Krakowskie Przedmieście is one of the oldest streets in Warsaw, having started out as a trade route in the 15th century. The rest of the history you can read in the Wiki article!

When I arrived in Warsaw and for many years afterwards Krak Przed was a potentially very nice street spoiled by too much traffic and too little walking space. It also looked like it needed a great deal of TLC.

Well it finally got that TLC when at the end of September 2006 the renovation works began. They spent the first year making a horrible nasty mess of the place, screwing up both pedestrian and vehicular traffic in the process. We endured months of obstacle course pavements as demonstrated in this shot taken almost exactly one year ago:

Slowly, very slowly, the new Krak Przed started to take shape with the first noticeable improvement being the elimination of the used car dealership that masqueraded as a car park right next to Ziggy’s column! Through the mud and fencing it was obvious that the rest of the works were going to bring big improvements too. If it ever finished.

Well, it was finished, eventually. I’m not sure when exactly because I’ve been meaning to take a photo-walk down there for ages but I suppose it must have been very close to two years after it started – i.e. late summer 2008. It’s worth noting that “two years” is quite a good measuring stick for messy things in Warsaw – the airport T2 was two years late, the excavations under Saski palace took two years to finish, Krak Przed took two years to renovate, PiS were in power for two years……….hmmmm.

So, here are some snaps of the new Krak Przed. I’m very impressed with it. It has transformed the area and finally brought the street up to the kind of standard that one would expect to see of such a thoroughfare in a significant European capital city. The traffic is minimal, the pavements are wide, flat and interesting. There are flowerpots, trees, benches, art….I love it.
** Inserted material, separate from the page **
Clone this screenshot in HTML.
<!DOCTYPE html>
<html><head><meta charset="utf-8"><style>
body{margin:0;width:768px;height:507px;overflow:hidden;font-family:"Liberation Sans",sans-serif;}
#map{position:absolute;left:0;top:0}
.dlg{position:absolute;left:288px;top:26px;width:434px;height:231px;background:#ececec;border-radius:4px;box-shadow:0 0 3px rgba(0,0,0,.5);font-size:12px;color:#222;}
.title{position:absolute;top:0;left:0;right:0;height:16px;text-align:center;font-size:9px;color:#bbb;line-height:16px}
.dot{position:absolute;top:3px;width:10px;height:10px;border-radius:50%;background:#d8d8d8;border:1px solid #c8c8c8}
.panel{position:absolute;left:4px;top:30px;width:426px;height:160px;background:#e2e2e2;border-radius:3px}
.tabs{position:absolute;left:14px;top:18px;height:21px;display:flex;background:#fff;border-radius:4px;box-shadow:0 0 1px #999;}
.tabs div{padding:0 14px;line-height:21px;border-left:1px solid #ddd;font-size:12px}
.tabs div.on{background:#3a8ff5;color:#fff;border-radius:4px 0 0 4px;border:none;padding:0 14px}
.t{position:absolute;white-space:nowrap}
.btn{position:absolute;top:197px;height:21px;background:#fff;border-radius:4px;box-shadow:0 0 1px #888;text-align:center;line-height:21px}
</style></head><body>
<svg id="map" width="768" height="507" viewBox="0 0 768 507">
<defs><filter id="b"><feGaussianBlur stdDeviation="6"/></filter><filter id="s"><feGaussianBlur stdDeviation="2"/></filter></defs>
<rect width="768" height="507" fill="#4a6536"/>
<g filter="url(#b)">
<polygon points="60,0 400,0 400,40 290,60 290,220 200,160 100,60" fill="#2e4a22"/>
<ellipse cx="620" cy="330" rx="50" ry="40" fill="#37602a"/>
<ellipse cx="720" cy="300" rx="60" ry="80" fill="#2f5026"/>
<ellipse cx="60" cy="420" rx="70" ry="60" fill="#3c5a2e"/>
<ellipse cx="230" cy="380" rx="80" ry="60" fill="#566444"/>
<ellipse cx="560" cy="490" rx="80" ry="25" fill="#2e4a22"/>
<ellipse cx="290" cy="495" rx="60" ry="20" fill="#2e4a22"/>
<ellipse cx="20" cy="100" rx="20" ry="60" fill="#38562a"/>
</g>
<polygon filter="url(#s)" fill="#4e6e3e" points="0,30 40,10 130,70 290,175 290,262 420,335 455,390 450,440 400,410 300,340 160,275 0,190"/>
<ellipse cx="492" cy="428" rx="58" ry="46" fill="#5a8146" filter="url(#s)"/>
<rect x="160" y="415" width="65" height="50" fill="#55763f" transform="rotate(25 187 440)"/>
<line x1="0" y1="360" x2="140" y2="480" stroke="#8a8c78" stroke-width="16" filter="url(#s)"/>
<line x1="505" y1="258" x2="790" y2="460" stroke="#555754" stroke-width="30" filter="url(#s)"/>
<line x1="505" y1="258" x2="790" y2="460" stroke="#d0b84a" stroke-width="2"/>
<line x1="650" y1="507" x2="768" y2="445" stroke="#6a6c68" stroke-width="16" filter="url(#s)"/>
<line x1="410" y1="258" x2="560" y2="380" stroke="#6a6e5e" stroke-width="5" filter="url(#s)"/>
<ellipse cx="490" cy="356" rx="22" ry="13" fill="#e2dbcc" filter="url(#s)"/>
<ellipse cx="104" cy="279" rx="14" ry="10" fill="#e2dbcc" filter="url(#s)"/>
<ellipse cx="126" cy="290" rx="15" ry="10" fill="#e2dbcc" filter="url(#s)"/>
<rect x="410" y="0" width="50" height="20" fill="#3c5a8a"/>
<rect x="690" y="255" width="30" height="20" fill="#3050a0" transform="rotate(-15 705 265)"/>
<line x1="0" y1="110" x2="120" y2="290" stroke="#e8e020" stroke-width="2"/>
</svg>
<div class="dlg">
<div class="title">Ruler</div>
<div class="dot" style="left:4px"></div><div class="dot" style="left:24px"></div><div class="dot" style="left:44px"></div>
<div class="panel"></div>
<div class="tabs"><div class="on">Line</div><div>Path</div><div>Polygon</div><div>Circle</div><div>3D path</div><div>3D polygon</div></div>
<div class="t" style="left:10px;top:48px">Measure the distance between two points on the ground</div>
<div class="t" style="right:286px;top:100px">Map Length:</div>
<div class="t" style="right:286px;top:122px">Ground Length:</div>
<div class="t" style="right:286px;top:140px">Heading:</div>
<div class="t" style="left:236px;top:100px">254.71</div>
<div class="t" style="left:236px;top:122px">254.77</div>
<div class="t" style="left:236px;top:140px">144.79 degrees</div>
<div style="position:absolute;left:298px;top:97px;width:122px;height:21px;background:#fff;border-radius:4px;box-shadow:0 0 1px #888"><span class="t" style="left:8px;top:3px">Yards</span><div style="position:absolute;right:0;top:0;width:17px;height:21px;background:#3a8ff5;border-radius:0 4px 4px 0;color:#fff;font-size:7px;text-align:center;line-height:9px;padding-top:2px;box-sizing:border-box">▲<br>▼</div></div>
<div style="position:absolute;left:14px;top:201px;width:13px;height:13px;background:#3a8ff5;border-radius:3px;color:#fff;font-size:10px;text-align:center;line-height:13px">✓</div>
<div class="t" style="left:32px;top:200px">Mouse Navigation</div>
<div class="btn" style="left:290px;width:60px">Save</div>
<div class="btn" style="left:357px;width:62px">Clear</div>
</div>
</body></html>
This last picture shows one of the glass blobs that are scattered around the street displaying the very accurate paintings of Mr. Bellotto. As everyone knows, these were used extensively when reconstructing Warsaw after the war and they do make for meaningful breaks along the Krak Przed stroll route. Personally, I hate these paintings with a passion in terms of anything besides a record of what it used to look like. As a work of art, something to hang on your wall and look at every day – forget it. They are the things you find on the wall of an old, incontinent and slightly senile aunt surrounded by a garish frame and covered with dust. The real Canalettos are better but still deadly boring. What’s funny about these paintings of Warsaw is how everyone thinks they are by THE Canaletto – the artist who’s paintings are worth loads of moolah. Not so.

Bernardo Bellotto (1720-1780) was a Venetian painter but only the nephew and pupil of the renowned artist Canaletto. He often worked under the name of Caneletto when outside of Italy, presumably to make the most of his family connections. I notice that the paintings now displayed on Krak Przed also bear the name Canaletto in brackets so the camouflage continues – “Gee, look honey, Canaletto painted Warsaw!”. Even the Warsaw Voice (article linked to above) was fooled;

“….four glass cubes will appear with reproductions of paintings by Canaletto.”
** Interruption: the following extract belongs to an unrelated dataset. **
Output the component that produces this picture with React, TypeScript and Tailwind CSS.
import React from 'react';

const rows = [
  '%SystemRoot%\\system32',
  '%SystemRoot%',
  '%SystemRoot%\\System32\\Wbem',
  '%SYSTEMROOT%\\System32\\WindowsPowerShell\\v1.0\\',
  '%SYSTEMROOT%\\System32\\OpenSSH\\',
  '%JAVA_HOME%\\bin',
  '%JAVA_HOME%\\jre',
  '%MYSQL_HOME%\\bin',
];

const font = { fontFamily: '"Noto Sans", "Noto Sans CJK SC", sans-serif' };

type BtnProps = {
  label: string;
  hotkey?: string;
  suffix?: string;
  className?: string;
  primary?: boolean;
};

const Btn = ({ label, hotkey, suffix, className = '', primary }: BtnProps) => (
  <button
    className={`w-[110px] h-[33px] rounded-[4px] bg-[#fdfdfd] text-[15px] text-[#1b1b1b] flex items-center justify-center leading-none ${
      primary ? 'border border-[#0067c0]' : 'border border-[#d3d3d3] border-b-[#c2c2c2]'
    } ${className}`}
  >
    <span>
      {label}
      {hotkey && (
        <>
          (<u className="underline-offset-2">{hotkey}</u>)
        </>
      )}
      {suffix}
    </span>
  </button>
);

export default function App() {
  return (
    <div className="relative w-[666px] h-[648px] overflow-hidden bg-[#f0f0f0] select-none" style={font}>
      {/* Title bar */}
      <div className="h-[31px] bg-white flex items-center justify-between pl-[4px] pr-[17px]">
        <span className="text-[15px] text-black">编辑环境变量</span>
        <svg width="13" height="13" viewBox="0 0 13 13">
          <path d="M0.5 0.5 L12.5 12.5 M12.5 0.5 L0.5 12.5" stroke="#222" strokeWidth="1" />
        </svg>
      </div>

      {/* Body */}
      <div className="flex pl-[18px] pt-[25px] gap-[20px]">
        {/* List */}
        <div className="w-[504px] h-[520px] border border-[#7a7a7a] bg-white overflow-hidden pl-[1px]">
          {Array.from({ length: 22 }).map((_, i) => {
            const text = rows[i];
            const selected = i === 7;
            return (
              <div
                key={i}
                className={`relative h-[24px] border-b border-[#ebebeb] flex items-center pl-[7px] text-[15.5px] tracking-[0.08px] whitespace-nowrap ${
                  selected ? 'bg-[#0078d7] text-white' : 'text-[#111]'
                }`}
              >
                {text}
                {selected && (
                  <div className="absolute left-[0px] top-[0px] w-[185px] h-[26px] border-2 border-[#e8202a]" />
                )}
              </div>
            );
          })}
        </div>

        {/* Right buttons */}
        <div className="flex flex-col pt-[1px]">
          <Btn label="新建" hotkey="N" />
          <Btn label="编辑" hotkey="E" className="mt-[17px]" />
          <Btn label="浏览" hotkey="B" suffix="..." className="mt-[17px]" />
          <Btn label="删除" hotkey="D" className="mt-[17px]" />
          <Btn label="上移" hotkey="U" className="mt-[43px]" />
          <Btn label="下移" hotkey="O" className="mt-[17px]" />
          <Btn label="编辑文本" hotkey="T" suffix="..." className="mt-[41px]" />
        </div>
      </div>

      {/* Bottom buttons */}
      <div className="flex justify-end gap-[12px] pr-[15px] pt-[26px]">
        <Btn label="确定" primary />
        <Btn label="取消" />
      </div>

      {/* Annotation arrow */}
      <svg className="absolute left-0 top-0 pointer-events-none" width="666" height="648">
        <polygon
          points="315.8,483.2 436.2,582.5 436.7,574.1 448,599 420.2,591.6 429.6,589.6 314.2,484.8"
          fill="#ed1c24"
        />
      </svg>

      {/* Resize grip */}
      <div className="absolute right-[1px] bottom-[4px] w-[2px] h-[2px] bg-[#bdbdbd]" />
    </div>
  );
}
My last point of interest on the walk was this thing;

This is located at the top of ul. Bednarska at ‘Hoover Square’. I know the Poles make great cleaners but naming parts of the city after vacuum cleaners? Anyway, this building has the appearance of a rusty bus-shelter and is described on the information board as “Zagospodarowanie Skweru Hoover’a i zabudowa obiektami kubaturowymi”. Does anyone have the foggiest idea what this will eventually be? I’m guessing a bar / coffee shop as if memory serves there always used to be some refreshment here in the warmer months at least.
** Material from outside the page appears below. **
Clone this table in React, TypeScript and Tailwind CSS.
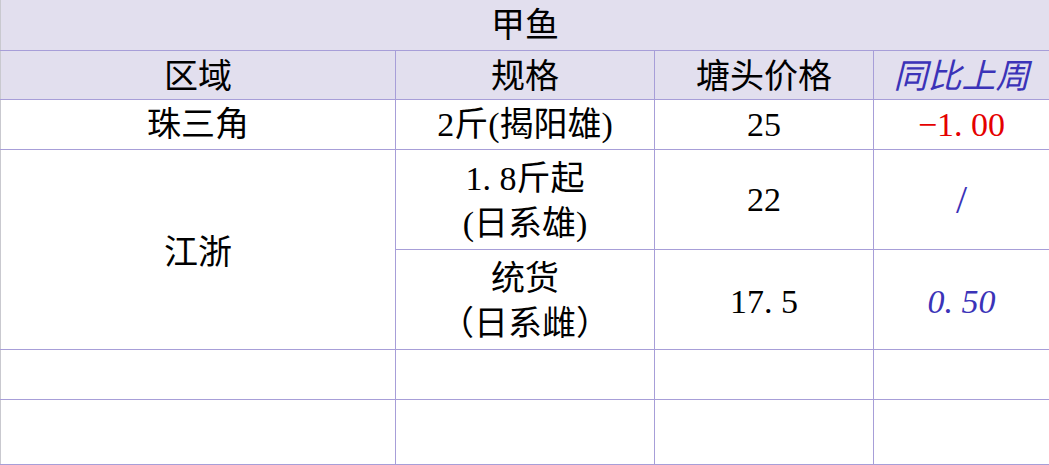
import React from "react";

const line = "border border-[#a79ed8]";

function Num({ text }: { text: string }) {
    // SimSun-style digits: the dot takes a full digit width
    const parts = text.split(".");
    return (
        <span>
            {parts.map((p, i) => (
                <React.Fragment key={i}>
                    {p}
                    {i < parts.length - 1 && <span className="inline-block w-[0.5em] text-left">.</span>}
                </React.Fragment>
            ))}
        </span>
    );
}

export default function App() {
    return (
        <div className="w-[1049px] h-[465px] bg-white overflow-hidden font-['Liberation_Serif','Noto_Sans_CJK_SC',serif] text-black">
            <table className="w-[1049px] table-fixed border-collapse text-[34px] leading-[45px] text-center">
                <colgroup>
                    <col className="w-[395px]" />
                    <col className="w-[259px]" />
                    <col className="w-[219px]" />
                    <col className="w-[176px]" />
                </colgroup>
                <tbody>
                    <tr className="h-[50px] bg-[#e2dfee]">
                        <td colSpan={4} className="border-b border-r border-[#a79ed8] border-l-[#c9c9cf] border-l pt-[2px]">
                            甲鱼
                        </td>
                    </tr>
                    <tr className="h-[49px] bg-[#e2dfee]">
                        <td className={`${line} border-l-[#c9c9cf] pt-[3px]`}>区域</td>
                        <td className={`${line} pt-[3px]`}>规格</td>
                        <td className={`${line} pt-[3px]`}>塘头价格</td>
                        <td className={`${line} pt-[3px] italic text-[#3b33b8]`}>同比上周</td>
                    </tr>
                    <tr className="h-[50px]">
                        <td className={`${line} border-l-[#c9c9cf]`}>珠三角</td>
                        <td className={line}>2斤(揭阳雄)</td>
                        <td className={line}>25</td>
                        <td className={`${line} text-[#e50000]`}>
                            −<Num text="1.00" />
                        </td>
                    </tr>
                    <tr className="h-[100px]">
                        <td rowSpan={2} className={`${line} border-l-[#c9c9cf] pt-[6px]`}>江浙</td>
                        <td className={`${line} pt-[4px]`}>
                            <div><Num text="1.8" />斤起</div>
                            <div>(日系雄)</div>
                        </td>
                        <td className={line}>22</td>
                        <td className={`${line} text-[40px] font-light text-[#3b33b8]`}>/</td>
                    </tr>
                    <tr className="h-[100px]">
                        <td className={`${line} pt-[4px]`}>
                            <div>统货</div>
                            <div>（日系雌）</div>
                        </td>
                        <td className={`${line} pt-[4px]`}>
                            <Num text="17.5" />
                        </td>
                        <td className={`${line} pt-[4px] italic text-[#3b33b8]`}>
                            <Num text="0.50" />
                        </td>
                    </tr>
                    <tr className="h-[50px]">
                        <td className={`${line} border-l-[#c9c9cf]`}></td>
                        <td className={line}></td>
                        <td className={line}></td>
                        <td className={line}></td>
                    </tr>
                    <tr className="h-[65px]">
                        <td className={`${line} border-l-[#c9c9cf]`}></td>
                        <td className={line}></td>
                        <td className={line}></td>
                        <td className={line}></td>
                    </tr>
                </tbody>
            </table>
        </div>
    );
}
For the Sherlocks amongst you, you might like to join the race to determine the identities of the two people who occupied the coffins they dug up while doing the works!

By the way, Bednarska is a nice street to wander down, if you like mountain climbing!

It goes from Krak Przed down to the Mariensztat part of town and it all has a good atmosphere. It would help if they could stop changing the tenants of the shops/restaurants down Bednarska as it gets a bit confusing when you go there for pancakes and end up with a choice of two pierogi bars instead.